I came across Jean François Millet some weeks ago when my DailyArt app sent me The Gleaners, his 1897 masterpiece. I was so impressed by this that I dug a little deeper into the Millet catalogue and found Hunting Birds at Night, also known as Bird’s Nesters. Jean François Millet founded the Barbizon School, which was devoted to “accuracy in its depictions of rural peasant life and realism in landscapes (David’s Art of the Day)”. He was known for @soft lighting, scenes of peasant farmers, and devotion to visual and emotional realism (Ibidem)”. Let’s explore this painting further.

This 1874 painting is drawn from scenes from Millet’s childhood. At night, he would go out with members of his household to blind large flocks of pigeons, then club them with big sticks and collect the fallen fowl. This rather barbaric act of violence against poor innocent, but no less irritating, pigeons is depicted quite gracefully.

Many aspects of this painting jump out to me immediately and I’d like to discuss these. Firstly and perhaps chiefly is the use of light here. Light is the central theme of the painting but also of the act depicted in the painting. But look at how dramatic and explosive the lighting is.
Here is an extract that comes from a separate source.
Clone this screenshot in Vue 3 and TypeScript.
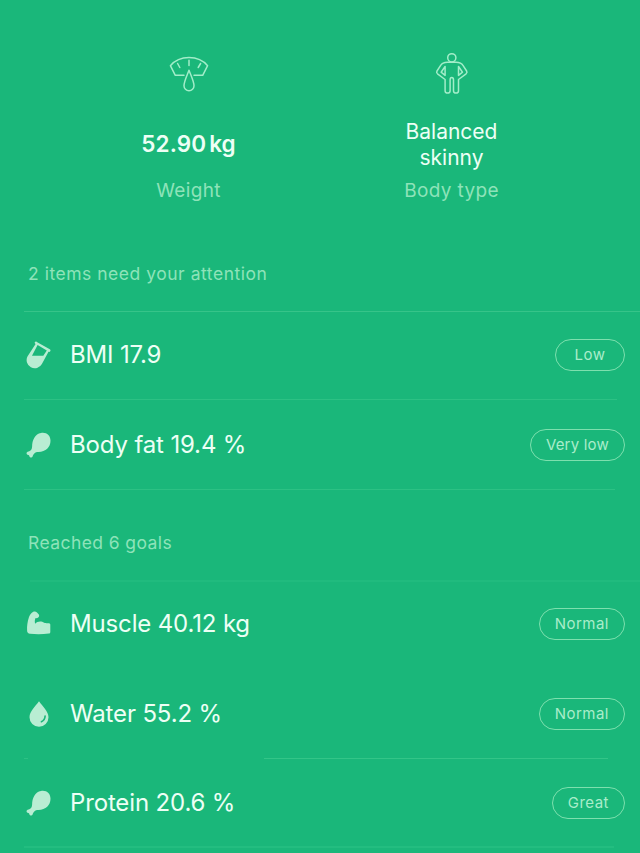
<script setup lang="ts">
type IconName = 'tube' | 'drumstick' | 'arm' | 'drop'

interface Metric {
  icon: IconName
  label: string
  status: string
  key: string
}

interface Group {
  title: string
  key: string
  items: Metric[]
}

const groups: Group[] = [
  {
    title: '2 items need your attention',
    key: 'attention',
    items: [
      { icon: 'tube', label: 'BMI 17.9', status: 'Low', key: 'bmi' },
      { icon: 'drumstick', label: 'Body fat 19.4 %', status: 'Very low', key: 'fat' },
    ],
  },
  {
    title: 'Reached 6 goals',
    key: 'goals',
    items: [
      { icon: 'arm', label: 'Muscle 40.12 kg', status: 'Normal', key: 'muscle' },
      { icon: 'drop', label: 'Water 55.2 %', status: 'Normal', key: 'water' },
      { icon: 'drumstick', label: 'Protein 20.6 %', status: 'Great', key: 'protein' },
    ],
  },
]
</script>

<template>
  <main class="screen">
    <section class="summary">
      <div class="stat">
        <svg class="stat-icon" viewBox="0 0 44 44">
          <path d="M17 23.300H8.300L3.400 13.700C12.500 2.700 31.500 2.700 40.600 13.700L35.700 23.300H27" />
          <path d="M22 8.300v5.200M10.600 11.500l2.200 4M33.600 11.500l-2.400 4" />
          <path d="M22 18.200c-1.500 4.200-5 11.200-5 15.500a5 5 0 0 0 10 0c0-4.300-3.500-11.300-5-15.500z" />
        </svg>
        <div class="value"><strong>52.90<span class="unit">kg</span></strong></div>
        <div class="caption">Weight</div>
      </div>
      <div class="stat">
        <svg class="stat-icon" viewBox="0 0 44 44">
          <circle cx="21.800" cy="5.800" r="4.100" />
          <path d="M17.500 10.200h8.500c3.500.2 5.700 1 6.800 3l3.800 5.800c.6 1 .4 2-.5 2.800l-7.600 5.700v11.200c0 3.200-5 3.200-5 0V28c0-3.200-3.400-3.200-3.400 0v10.700c0 3.200-5 3.200-5 0V27.500l-7.600-5.700c-.9-.8-1.100-1.800-.5-2.800l3.800-5.800c1.100-2 3.200-2.800 6.700-3z" />
          <path d="M15.100 14.500l-4 5.700 4 3.200zM28.500 14.500l4 5.700-4 3.200z" />
        </svg>
        <div class="value">Balanced<br />skinny</div>
        <div class="caption">Body type</div>
      </div>
    </section>

    <section v-for="group in groups" :key="group.key" class="group" :class="group.key">
      <h2>{{ group.title }}</h2>
      <ul>
        <li v-for="item in group.items" :key="item.key" :class="item.key">
          <svg class="icon" viewBox="0 0 28 28">
            <template v-if="item.icon === 'tube'">
              <path fill-rule="evenodd" d="M9.900 1.100c.5-.7 1.200-.8 1.900-.2l13 7.400c.8.600.9 1.300.4 2-.5.700-1 .8-1.700.5L16.900 23A8.100 8.100 0 0 1 2.600 15.300L10.600 3c-.8-.5-1.100-1.100-.7-1.900zM12.600 4.100L7 14.800h11.300L21.800 9.400z" />
            </template>
            <template v-else-if="item.icon === 'drumstick'">
              <path d="M16 1.900c5.600-.9 9.500 2.400 9.500 7.900 0 6.500-4.700 11-12.100 11.300-1.700 0-3 .3-4.100 1.400-.9.900-1.200 1.700-1.700 2.900-.5 1.500-2.800 1.500-3.300-.5-.1-.6-.4-.8-1-.9-2.200-.4-2.300-2.700-.7-3.300 1.300-.3 2.200-.5 3.200-1.500 1-1 1.200-2.100 1.300-3.700C7.100 8.900 10.100 2.800 16 1.900z" />
            </template>
            <template v-else-if="item.icon === 'arm'">
              <path d="M8.300 1.700c1.500-.6 2.700-.2 3.700.9l1.600 1.700c.9 1.100.7 2.300-.4 3.200-.8.700-1.700.8-2.600.6-.8 1.500-1 3.400-.5 5.700 1.600-1.800 3.600-2.600 6-2.300 1.700.2 2.600 1.200 3.900 1.500 1.300.3 2.600 0 4 .2.900.1 1.300.7 1.300 1.600v7.200c0 .9-.4 1.400-1.400 1.600-6.500.8-13 .8-18.900.2-1.900-.2-2.800-1.200-2.900-3-.2-4.300.3-9.300 1.900-13.700.8-2.300 2.200-4.500 4.300-5.400z" />
            </template>
            <template v-else>
              <path d="M14 1.300c3.600 5 9.500 10.400 9.500 15.900a9.500 9.500 0 0 1-19 0C4.500 11.700 10.400 6.300 14 1.300z" />
              <path class="glint" d="M20.100 16c-.1 2.700-1.400 4.700-3.700 5.700" />
            </template>
          </svg>
          <span class="name">{{ item.label }}</span>
          <span class="pill">{{ item.status }}</span>
        </li>
      </ul>
    </section>
  </main>
</template>

<style>
html,
body {
  margin: 0;
  background: #1ab77a;
  overflow: hidden;
}
</style>

<style scoped>
.screen {
  box-sizing: border-box;
  width: 640px;
  height: 853px;
  overflow: hidden;
  background: #1ab77a;
  color: #edfff5;
  font-family: Inter, "Liberation Sans", sans-serif;
}

.summary {
  display: grid;
  grid-template-columns: 263px 263px;
  justify-content: center;
  height: 235px;
  padding-top: 52px;
  box-sizing: border-box;
}

.stat {
  display: flex;
  flex-direction: column;
  align-items: center;
  text-align: center;
}

.stat-icon {
  width: 44px;
  height: 44px;
  fill: none;
  stroke: #a2edc9;
  stroke-width: 1.5;
  stroke-linejoin: round;
  stroke-linecap: round;
}

.value {
  display: flex;
  align-items: center;
  height: 52px;
  margin-top: 23px;
  font-size: 21px;
  line-height: 26px;
}

.value strong {
  padding-bottom: 2px;
  font-size: 22.5px;
  font-weight: 600;
  letter-spacing: 0.1px;
}

.unit {
  margin-left: 3px;
}

.caption {
  margin-top: 7px;
  font-size: 19px;
  line-height: 25px;
  letter-spacing: 0.35px;
  color: #8ee3b9;
}

.group h2 {
  display: flex;
  align-items: center;
  box-sizing: border-box;
  height: 75.5px;
  margin: 0;
  padding: 2px 0 0 28px;
  font-size: 17.5px;
  font-weight: 400;
  letter-spacing: 0.52px;
  color: #8ee3b9;
}

.goals h2 {
  height: 89.5px;
  padding-top: 16px;
  letter-spacing: 0.42px;
}

ul {
  list-style: none;
  margin: 0;
  padding: 0;
  background: linear-gradient(#36c489, #36c489) 24px 0 / 616px 1px no-repeat;
}

.goals ul {
  background: linear-gradient(#20bb7e, #20bb7e) 30px 0 / 610px 2px no-repeat;
}

li {
  display: flex;
  align-items: center;
  box-sizing: border-box;
  height: 89.5px;
  padding: 0 15px 0 25px;
}

.bmi {
  height: 89px;
  background: linear-gradient(#2cc184, #2cc184) 24px 100% / 593px 1px no-repeat;
}

.fat {
  height: 90.5px;
  background: linear-gradient(#2cc184, #2cc184) 24px 100% / 591px 1px no-repeat;
}

.water {
  background:
    linear-gradient(#2cc184, #2cc184) 24px 100% / 4px 1px no-repeat,
    linear-gradient(#33c588, #33c588) 264px 100% / 344px 1px no-repeat;
}

.protein {
  background: linear-gradient(#23bd80, #23bd80) 24px 100% / 590px 2px no-repeat;
}

.icon {
  width: 28px;
  height: 28px;
  fill: #b9edd3;
}

.glint {
  fill: none;
  stroke: #1ab77a;
  stroke-width: 1.6;
  stroke-linecap: round;
}

.name {
  margin-left: 17px;
  font-size: 24px;
  line-height: 30px;
  letter-spacing: -0.15px;
  white-space: nowrap;
}

.pill {
  box-sizing: border-box;
  height: 32px;
  margin-left: auto;
  padding: 0 15px;
  border: 1px solid #7de0ae;
  border-radius: 16px;
  font-size: 15px;
  line-height: 30px;
  letter-spacing: 0.5px;
  color: #a9edca;
}

.bmi .pill {
  padding: 0 18.5px;
}

.fat .pill {
  letter-spacing: 0.2px;
}
</style>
Observe how beautifully the light dissipates the further you get from its focal point and how well rendered the shadows of the flying fowl are against it. Millet does show us how massive the flock was and how panicked they would be during this barbarous act. David suggests this is done well by rendering the individual birds roughly rather going into infinitesimal detail.

Secondly note how graceless the two people on the floor are. They are desperately snatching at the fallen pigeons before they regain consciousness and perhaps fly away again. I love the immediacy and the hurried strained nature of their poses. I think the urgency the act requires is shown wonderfully.

Overall this painting is an excellent representation of rural life in the late 19th Century. Millet was excellent at this, as can be seen in the Gleaners, above, and will perhaps be explored in further posts. I hope this painting has shed some light in our own unfortunate situation. We should count our blessings that while we are isolated, nobody is waking us with a lamp and bashing us about the head.